Samaria in a sewage stalemate

SHARON UDASIN The Jerusalem Post

All but one of 22 Palestinian villages refuse connection to sewage line,
Environmental Protection Ministry says.

Swirling in the strikingly green valley below the southern Samaria community
of Nofim is a rambling stream amid grass and trees – filled with dangerous
quantities of sewage.

A subterranean sewage pipe connects to the underbellies of four of the five
surrounding settlements – Nofim, Yakir, Etz Ephraim and Sha’arei Tikva – and
will within a few months also connect to that of Ma’aleh Shomron, bringing
all of the effluent to a treatment facility in Eliyahu. Despite Israeli offers to connect the 22 surrounding Palestinian villages to
the same pipe, all but one of them refused the proposal, Environmental
Protection Ministry and Shomron Regional Council officials explained during
an exclusive tour of the area on Thursday.
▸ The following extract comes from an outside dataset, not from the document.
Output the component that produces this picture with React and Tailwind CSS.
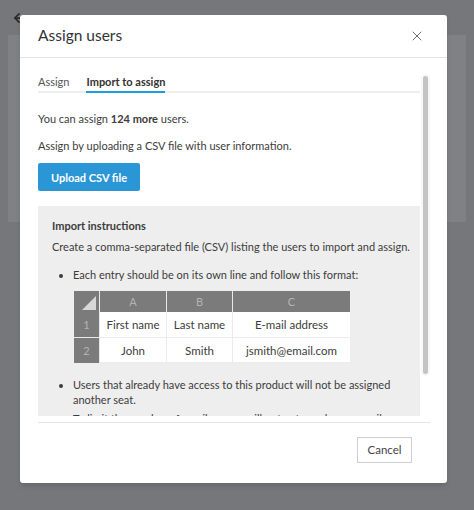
import { X, ArrowLeft } from "lucide-react";

const font = { fontFamily: 'Lato, "Noto Sans", sans-serif' };

function Backdrop() {
  return (
    <div className="flex h-[510px] w-[474px] flex-col bg-[#76777a]">
      <div className="flex h-[35px] items-center px-[12px] text-[#2a2a2a]">
        <ArrowLeft size={14} strokeWidth={3} />
      </div>
      <div className="flex h-[187px] gap-0 px-[8px]">
        <div className="flex-1 bg-[#808184]" />
      </div>
      <div className="flex-1" />
    </div>
  );
}

function Table() {
  const head = "bg-[#7b7b7b] text-[#b4b4b4] text-[11px] flex items-center justify-center border-r border-[#e8e8e8]";
  const cell = "bg-white text-[#3c3c3c] text-[11.5px] flex items-center justify-center border-r border-b border-[#ececec]";
  return (
    <div className="ml-[1px] mt-[9px] grid w-[276px] grid-cols-[26px_67px_66px_117px] grid-rows-[21px_26px_25px]">
      <div className={head + " relative"}>
        <svg width="14" height="14" viewBox="0 0 14 14" className="absolute bottom-[2px] right-[3px]">
          <polygon points="14,0 14,14 0,14" fill="#d8d8d8" />
        </svg>
      </div>
      <div className={head}>A</div>
      <div className={head}>B</div>
      <div className={head + " border-r-0"}>C</div>
      <div className={head + " border-b border-[#e8e8e8]"}>1</div>
      <div className={cell}>First name</div>
      <div className={cell}>Last name</div>
      <div className={cell + " border-r-0"}>E-mail address</div>
      <div className={head}>2</div>
      <div className={cell}>John</div>
      <div className={cell}>Smith</div>
      <div className={cell + " border-r-0"}>jsmith@email.com</div>
    </div>
  );
}

function Modal() {
  return (
    <div className="absolute left-[20px] top-[15px] flex h-[468px] w-[427px] flex-col rounded-[3px] bg-white text-[#3c3c3c] shadow-md" style={font}>
      <div className="flex h-[43px] items-center justify-between border-b border-[#e4e4e4] pl-[18px] pr-[22px]">
        <h2 className="text-[15.5px] font-normal text-[#333]">Assign users</h2>
        <X size={16} strokeWidth={1.3} className="text-[#555]" />
      </div>
      <div className="flex h-[358px] overflow-hidden">
        <div className="ml-[18px] w-[382px] overflow-hidden text-[11px] leading-[15px]">
          <div className="mt-[16px] flex gap-[17px] border-b-2 border-[#eeeeee]">
            <span className="pb-[2px] text-[#555]">Assign</span>
            <span className="-mb-[2px] border-b-2 border-[#1b9bd7] pb-[2px] font-bold text-[#333]">Import to assign</span>
          </div>
          <p className="mt-[18px]">
            You can assign <span className="font-bold">124 more</span> users.
          </p>
          <p className="mt-[12px]">Assign by uploading a CSV file with user information.</p>
          <button className="mt-[10px] h-[28px] w-[102px] rounded-[2px] bg-[#2b96d6] font-bold text-white">Upload CSV file</button>
          <div className="mt-[15px] bg-[#eeeeee] px-[14px] pb-[20px] pt-[12px]">
            <p className="font-bold">Import instructions</p>
            <p className="mt-[6px] whitespace-nowrap">Create a comma-separated file (CSV) listing the users to import and assign.</p>
            <ul className="mt-[13px] list-disc pl-[21px]">
              <li>
                Each entry should be on its own line and follow this format:
                <Table />
              </li>
              <li className="mt-[14px]">Users that already have access to this product will not be assigned another seat.</li>
              <li className="mt-[4px]">To limit the number of emails, users will not get a welcome email when they are assigned.</li>
            </ul>
          </div>
        </div>
        <div className="ml-[1px] mt-[16px] flex h-[302px] w-[9px] justify-center rounded-full bg-[#f7f7f7] py-[2px]">
          <div className="h-full w-[5px] rounded-full bg-[#c4c4c4]" />
        </div>
      </div>
      <div className="ml-[18px] mr-[17px] mt-[6px] border-t border-[#e4e4e4]" />
      <div className="flex flex-1 items-start justify-end pr-[35px] pt-[14px]">
        <button className="h-[26px] w-[55px] border border-[#cfcfcf] bg-white text-[11.5px] text-[#444]">Cancel</button>
      </div>
    </div>
  );
}

export default function App() {
  return (
    <div className="relative h-[510px] w-[474px] overflow-hidden">
      <Backdrop />
      <Modal />
    </div>
  );
}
Instead, their sewage flows into the aquifer below and ends up directly in
the stream, according to the officials.

“That’s a testament to the fact that we are doing everything we can to
prevent pollution in Judea and Samaria, but nevertheless, the Palestinians
refuse to cooperate,” Environmental Protection Minister Gilad Erdan told The
Jerusalem Post during the tour.

Although planned about 15 years ago, the pipeline was only constructed about
eight years ago, and a decade ago sewage from the settlements as well flowed
directly into the stream, according to Shomron Environmental Association
director Itzik Meir.

Erdan expressed hope that donor countries would agree to only continue
giving the villages financial support if they agree to connect to the sewage
pipeline. Meanwhile, he also said he hoped that the relationship between the
local Palestinian and Israeli communities would improve, though he certainly
has doubts about this matter.

“Hopefully I will be surprised,” he said.

“It’s important for me to reveal whether they’re making political use of
water,” Erdan said. “Or maybe it’s a problem of misunderstanding – but that
is hard for me to believe.”

Another Environment Ministry official was slightly more optimistic,
explaining that one of the 22 villages had, in fact, recently agreed to hook
up to the sewage pipe, a deal that would be finalized in a few weeks time.
The official said he could not reveal the name of the village at this point.

Yet a third official told the Post he suspected that the local Palestinian
governments were unwilling to connect their villages due to “political
reasons” – simply “because they don’t want to recognize Israel as a presence
in the area.”

The Palestinian Water Authority could not be reached by press time.